Headless Commerce June 25, 2025 11 min read

Your $15K Product Shouldn't Look Like a $15 T-Shirt

Luxury buyers are different. They research longer, expect more, and can smell a template from three scrolls away. Your product page needs to match the price tag.

Tyler Colby · Founder, Colby's Data Movers

The Template Tells a Story You Do Not Want

Go to Rolex.com. Go to Herman Miller. Go to any site that sells products above $5,000. Now go to a Shopify store running Dawn that sells products at the same price point.

The difference is not subtle. It is visceral. One says "we are serious." The other says "we set this up last weekend."

The template does not just look cheap. It communicates something specific to the buyer: the company behind this store did not invest in presenting their product properly. And if they did not invest in presentation, what else did they skip? Quality control? Customer support? Warranty fulfillment?

That chain of inference happens in about two seconds. The buyer does not articulate it. They just feel it. And they leave.

How Luxury Buyers Actually Shop

I have worked with four companies in the last year that sell products between $2,000 and $18,000. Custom outdoor equipment. Precision tools. Specialty firearms accessories. High-end home automation. The buying patterns are remarkably consistent regardless of the product category.

The Multi-Visit Pattern

Nobody spends $8,000 on a first visit. The buying journey for high-ticket products follows a predictable pattern:

Visit 1 (Day 1):     Discovery. 2-4 minutes. Browsing.
                      "Does this company make what I need?"

Visit 2 (Day 3-5):   Research. 8-15 minutes. Product pages.
                      "What are the specs? What are the options?"

Visit 3 (Day 7-14):  Comparison. 5-10 minutes. Side-by-side.
                      "How does this compare to Brand X?"

Visit 4 (Day 14-28): Validation. 3-8 minutes. Reviews, trust.
                      "Can I trust this company with $8,000?"
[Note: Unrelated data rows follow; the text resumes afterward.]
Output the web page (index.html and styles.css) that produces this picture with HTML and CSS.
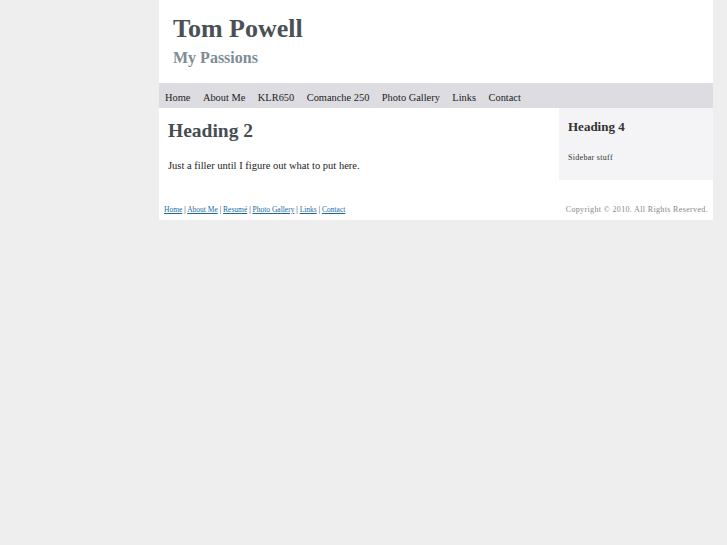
FILE: index.html
```html
<!DOCTYPE html>
<html lang="en">
<head>
    <meta charset="UTF-8">
    <title>Tom Powell - My Passions</title>
    <link rel="stylesheet" href="styles.css">
</head>
<body>
    <div id="wrapper">
        <div id="header">
            <h1>Tom Powell</h1>
            <h2>My Passions</h2>
        </div>
        <ul id="nav">
            <li><a href="#">Home</a></li>
            <li><a href="#">About Me</a></li>
            <li><a href="#">KLR650</a></li>
            <li><a href="#">Comanche 250</a></li>
            <li><a href="#">Photo Gallery</a></li>
            <li><a href="#">Links</a></li>
            <li><a href="#">Contact</a></li>
        </ul>
        <div id="main">
            <div id="content">
                <h2>Heading 2</h2>
                <p>Just a filler until I figure out what to put here.</p>
            </div>
            <div id="sidebar">
                <h4>Heading 4</h4>
                <p>Sidebar stuff</p>
            </div>
        </div>
        <div id="footer">
            <div class="links">
                <a href="#">Home</a> | <a href="#">About Me</a> | <a href="#">Resumé</a> | <a href="#">Photo Gallery</a> | <a href="#">Links</a> | <a href="#">Contact</a>
            </div>
            <div class="copy">Copyright &copy; 2010. All Rights Reserved.</div>
        </div>
    </div>
</body>
</html>
```

FILE: styles.css
```css
body {
    margin: 0;
    background-color: #eeeeee;
    font-family: "Liberation Serif", "Times New Roman", serif;
    color: #222;
}
#wrapper {
    width: 554px;
    margin-left: 159px;
    background-color: #fff;
}
#header {
    height: 83px;
    padding: 13px 0 0 14px;
    box-sizing: border-box;
}
#header h1 {
    margin: 0;
    font-size: 26px;
    color: #4a5156;
    line-height: 32px;
}
#header h2 {
    margin: 3px 0 0;
    font-size: 16px;
    color: #7d8c96;
    line-height: 20px;
}
#nav {
    list-style: none;
    margin: 0;
    padding: 0 0 0 6px;
    height: 25px;
    background-color: #dcdce1;
    display: flex;
    align-items: center;
    gap: 12.5px;
}
#nav a {
    font-size: 10.4px;
    color: #222;
    text-decoration: none;
}
#main {
    display: flex;
}
#content {
    flex: 1;
    padding: 11px 9px 0;
}
#content h2 {
    margin: 0;
    font-size: 19.5px;
    color: #454d53;
    line-height: 24px;
}
#content p {
    margin: 17px 0 0;
    font-size: 10.5px;
}
#sidebar {
    width: 154px;
    height: 72px;
    box-sizing: border-box;
    background-color: #f4f4f6;
    padding: 11px 9px 0;
}
#sidebar h4 {
    margin: 0;
    font-size: 13px;
    color: #333;
}
#sidebar p {
    margin: 18px 0 0;
    font-size: 8px;
    letter-spacing: 0.3px;
    color: #333;
}
#footer {
    display: flex;
    justify-content: space-between;
    align-items: flex-end;
    height: 40px;
    padding: 0 5px 6px;
    box-sizing: border-box;
}
#footer .links {
    font-size: 7.5px;
    color: #222;
}
#footer .links a {
    color: #1a6c9c;
}
#footer .copy {
    font-size: 8px;
    color: #888;
    letter-spacing: 0.35px;
}
```
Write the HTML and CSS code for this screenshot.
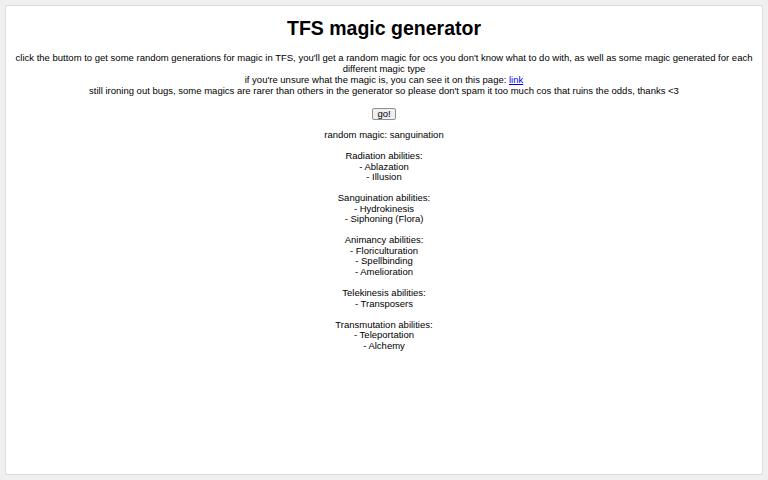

Visit 5 (Day 21-42): Purchase. 2-5 minutes. Checkout.
                      "I've decided. Let me buy this."

Five visits over 3-6 weeks. That is the median for our clients. Some products with more configuration options stretch to seven or eight visits.

A Shopify template is optimized for a single visit. Add to cart. Checkout. Done. It has no concept of a multi-visit buyer. No way to support the research phase. No way to facilitate comparison. No way to build trust over multiple sessions.

The Trust Hierarchy

When a buyer is spending $500+, trust signals matter more than price. Here is the hierarchy, ranked by influence on purchase decisions, based on exit surveys we have run with client stores:

  1. Product imagery quality (72% cited as "very important")
  2. Detailed specifications (68%)
  3. Customer reviews with photos (61%)
  4. Company story and expertise (54%)
  5. Warranty and return policy clarity (51%)
  6. Site design and professionalism (48%)
  7. Price (34%)

Price is last. Not because price does not matter, but because at $8,000, the buyer has already accepted the price range. They are choosing between vendors. And the vendor whose site looks like a template loses to the vendor whose site looks like a brand.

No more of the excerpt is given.